Bach's Mass in B minor is a testament to a lifetime of work by the "King of Baroque"—but the masterpiece is not a typical Mass in scope or compositional history.
There's a lot that's unknown about Bach's Mass in B minor. It's a Catholic Mass written when Bach was in charge of the music for the principal Lutheran churches in Leipzig. While it has the traditional elements of a Mass in the conventional order, beginning with the Kyrie, it wasn't written that way. It's actually a collection of pieces composed over a 25-year period.
"What's different about it (from a typical mass) is that it's this tour-de-force," says Joe Miller, director of Westminster Symphonic Choir. "It's Bach showing everything that he learned his whole life."
When Bach wrote the Kyrie and Gloria in 1733 for Friedrich August II, Elector, or Prince, of Saxony, he'd already written the Sanctus for a Christmas Day service nearly 10 years earlier.

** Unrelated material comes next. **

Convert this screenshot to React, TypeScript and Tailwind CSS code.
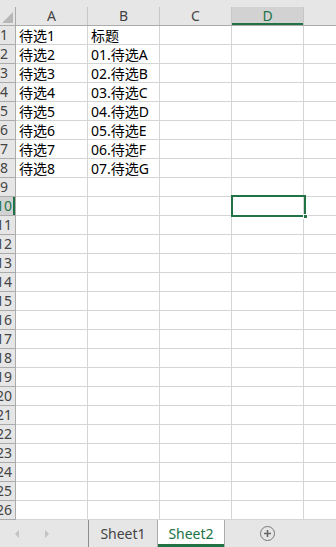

He composed other parts of the Mass in 1748 and '49.
He died in 1750, and most likely never heard the Mass performed in its entirety. After his death, his son, Carl Philipp Emanuel Bach inherited the score and is known to have performed sections of it.
The whole Mass wasn't published until 1845; its first documented performance was in 1859 in Leipzig.
"I don't know that Bach ever really thought about the work being performed altogether, by one choir and one orchestra all the way through," says Miller. "The piece is always changing throughout."
Changing with different styles, instrumentation and vocal forces, from solos and duets to large choirs and double chorus. Miller points to the Credo as one example of the eclectic nature of the work:
"The piece is just with continuo and it's going to sound very old fashioned. And then immediately, when the text is introduced, patrem omnipotent and father omnipotent, then we become late Baroque splendor, with all sorts of trumpets, and the orchestration is just filled with life and exuberance"
While much is unknown about this work, what's certain is the powerful effect Bach's music still has, centuries later.
"I really think it is a language that speaks to something greater than ourselves," says Miller. "There is something about the tone of his voice. It's the rhetoric, how people relate to each other that puts us on a spiritual plane. And I also think it is the perfection of his harmony that just gives us that feeling that we're lifting off of this ground and going to something that is greater, that's beyond our human existence."